Surface complexation modelling of potential determining ions sorption on oil/brine and brine/rock interfaces

Previous studies on smart water effects have suggested wettability alteration as the most significant mechanism for additional oil recovery during smart water injection. Though many other mechanisms have been observed and proposed in several other studies, much more attention is paid to the detachment of oil films from rock surfaces. It is, however, clear from prevailing understanding that the activities at oil/brine interfaces might require as much attention as given to the brine/rock interfaces. This paper presents diffuse double layer surface complexation modelling of the adsorption of potential determining (Ca²⁺, Mg²⁺ and SO₄^2-) ions on oil carboxylic and carbonate surfaces. Surface complexation models are developed by defining the adsorption sites, surface area and mass of the oil and carbonate surfaces.

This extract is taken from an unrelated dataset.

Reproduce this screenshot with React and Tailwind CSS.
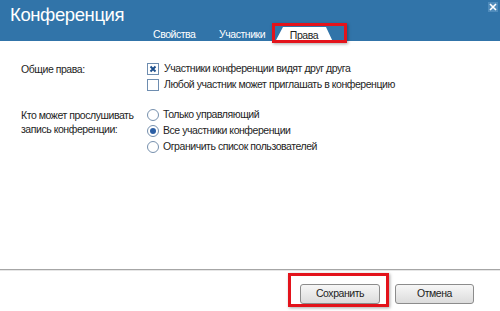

The chemical reactions involving the surface sites and five different brine solutions are also defined. The brine solutions include formation water, sea water, sea water diluted 20 and 50 times, and sea water with four times SO₄^2- concentration. The amount of the divalent ions adsorbed at pH range of 5 to 8 are determined after the reactions had reached equilibrium. Adsorption of the ions on oil carboxylic and carbonate surfaces at elevated temperature for the sea water is also investigated. Results show that significant number of divalent ions are collected at the oil/brine interfaces just as adsorbed at the brine/rock interfaces. The results suggest that the equilibrium reactions and the dynamics at the two mathematical interfaces in any oil/brine/rock systems are equally important to reach a full understanding of the main mechanisms behind smart water effects. Therefore, the dynamics of ionic reactions at the oil/brine interface can play critical roles in defining smart water effects on residual oil mobilization.